Jessica Cardinal, who interviewed walrus hunters along with Kingston and Ford as a graduate student in OSU’s Marine Resources Management program, notes, “Western science and knowledge, while creative at predicting global environmental change, is limited in its understanding of how climate will change processes and events at the local level.” Now an academic adviser for the College of Science and coordinator for the Native Americans in Science, Engineering and Natural Resources program, Cardinal explains the unique contributions of indigenous knowledge this way: “The capacity of local peoples can add site-specific information, bring attention to signs or indicators, and highlight relational information.”

One big drawback to Western Arctic research, for instance, is its small window in the annual calendar. “Scientists tend to go to the Arctic only in the summer, so they don’t have much of a research base on winter conditions,” Kingston notes. “Indigenous people can help them understand these infinitely complex ecosystems not only in July and August, but all year-round.”

Other coastal communities in Alaska are looking at the King Island experience as they face environmental pressures to move inland. The hunters and reindeer herders of Shishmaref, for instance, are resisting government efforts to relocate them to the mainland towns of Nome and Kotzebue from the rapidly eroding Seward Peninsula. What they have witnessed among dislocated King Islanders is the profound rending of a culture that has lost its center, its tether to the Earth. A 2005 study by the University of Alaska Fairbanks for the U.S. Army Corps of Engineers, to which Kingston contributed, concluded that “historical case studies show that this scenario of ‘forced relocation’ would have dramatically negative cultural, economic, health and social impacts on the community of Shishmaref.”

In the Bering Strait, one of the most productive ecosystems on the planet, King Islanders lived sustainably on their small volcanic island for at least a millennium. In the first-ever archaeological study there, the OSU team has found remnants of a prehistoric village. Archaeologist Matt Ganley of the Bering Straits Foundation, one of the principal investigators on the OSU team, discovered evidence of four or five stone houses clustered high above sea level. A partial excavation turned up pottery shards, charcoal and sea mammal bones. Radiocarbon tests dated the site at about 900 years old.

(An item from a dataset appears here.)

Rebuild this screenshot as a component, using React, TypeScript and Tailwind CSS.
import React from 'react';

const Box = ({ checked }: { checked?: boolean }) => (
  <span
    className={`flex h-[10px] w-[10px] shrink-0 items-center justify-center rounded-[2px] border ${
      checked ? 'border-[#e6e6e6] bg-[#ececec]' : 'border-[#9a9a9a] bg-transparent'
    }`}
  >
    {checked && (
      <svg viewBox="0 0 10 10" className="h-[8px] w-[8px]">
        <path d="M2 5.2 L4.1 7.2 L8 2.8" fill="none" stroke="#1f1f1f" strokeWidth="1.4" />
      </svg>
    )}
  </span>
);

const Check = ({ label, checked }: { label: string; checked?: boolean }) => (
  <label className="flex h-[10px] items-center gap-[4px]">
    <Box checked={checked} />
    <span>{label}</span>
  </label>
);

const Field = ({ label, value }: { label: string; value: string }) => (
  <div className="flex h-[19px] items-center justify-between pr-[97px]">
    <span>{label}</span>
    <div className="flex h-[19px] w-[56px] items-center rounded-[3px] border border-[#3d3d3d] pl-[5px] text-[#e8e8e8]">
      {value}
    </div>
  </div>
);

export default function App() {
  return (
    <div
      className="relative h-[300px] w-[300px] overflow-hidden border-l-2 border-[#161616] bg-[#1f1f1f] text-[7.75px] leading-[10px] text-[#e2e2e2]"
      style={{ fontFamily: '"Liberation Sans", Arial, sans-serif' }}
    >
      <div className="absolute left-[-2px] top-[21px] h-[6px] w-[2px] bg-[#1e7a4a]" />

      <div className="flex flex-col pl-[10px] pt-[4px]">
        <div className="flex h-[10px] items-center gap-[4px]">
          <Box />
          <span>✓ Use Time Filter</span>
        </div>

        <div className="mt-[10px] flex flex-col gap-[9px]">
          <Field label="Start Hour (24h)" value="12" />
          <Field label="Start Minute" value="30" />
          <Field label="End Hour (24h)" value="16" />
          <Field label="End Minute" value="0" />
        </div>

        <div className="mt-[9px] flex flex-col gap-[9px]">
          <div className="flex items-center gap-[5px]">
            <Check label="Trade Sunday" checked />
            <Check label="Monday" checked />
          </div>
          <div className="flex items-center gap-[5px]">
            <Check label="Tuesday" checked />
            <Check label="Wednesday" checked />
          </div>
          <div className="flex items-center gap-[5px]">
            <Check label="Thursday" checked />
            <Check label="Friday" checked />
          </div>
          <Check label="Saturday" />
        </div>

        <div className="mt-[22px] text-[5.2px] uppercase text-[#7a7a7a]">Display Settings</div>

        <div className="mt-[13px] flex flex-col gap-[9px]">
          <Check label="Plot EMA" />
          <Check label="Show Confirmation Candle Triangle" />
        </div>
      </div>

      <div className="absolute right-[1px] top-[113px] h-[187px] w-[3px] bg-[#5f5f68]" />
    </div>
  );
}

“In the Native way, everything is given by nature.”
Paul Tiulana

“Islands in the Bering Sea,” says Ganley, “are known to have a history of occupation spanning 2,000 to 3,000 years.”

Over those millennia, a unique dialect of the Inupiaq language arose on King Island. Today, only about 100 native speakers remain. Lawrence Kaplan, the linguist working with the OSU research team, is compiling a dictionary to preserve the dialect — and the knowledge it encodes. “Language is closely tied to culture,” says Kaplan, who directs the Native Language Center at the University of Alaska Fairbanks. “If a language isn’t used, cultural subtleties that are instantiated within the language can get lost.”

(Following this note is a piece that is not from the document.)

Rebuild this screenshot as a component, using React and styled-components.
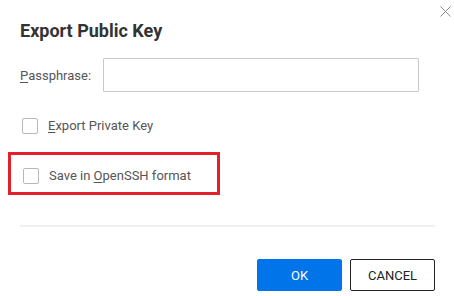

Nowhere are these linguistic subtleties more pronounced, he says, than in King Islanders’ expression of weather phenomena. While English often uses “circumlocutions” — roundabout ways — to talk about weather, the islanders have a very direct and specific vocabulary to pinpoint precise details that can mean feast or famine, life or death.

So from the root word for “ice,” sigu (also a verb meaning “when water freezes over”) are derived words to distinguish the strength of the ice relative to a hunter’s weight: siguaq means “a thin layer of new ice not strong enough to walk on,” while siguliaq means “young ice that is a few inches thicker, now possible to walk on.” Another unique term captures a traditional signal among walrus hunters: the verb stem silik-, meaning “to jump sideways on the ice,” which alerts fellow hunters of a walrus kill from a distance. Siliktuq, then, means “he’s jumping sideways on the ice because a walrus has been killed.”

Kingston’s sense of urgency for the preservation of this unique culture was refueled recently when she ran across a report from the Woods Hole Oceanographic Institution. Nine baby walruses had been sighted far from shore in the Arctic Sea in the summer of 2004, swimming alone and barking plaintively at a passing research ship. Scientists aboard speculated that, in the absence of ice in the warmest water ever recorded there, walrus mothers had been forced to abandon their two-month old calves while they foraged for food in shallower waters.

For a dwindling band of walrus hunters, and for the anthropologist who studies and loves them, those plaintive barks echo mournfully.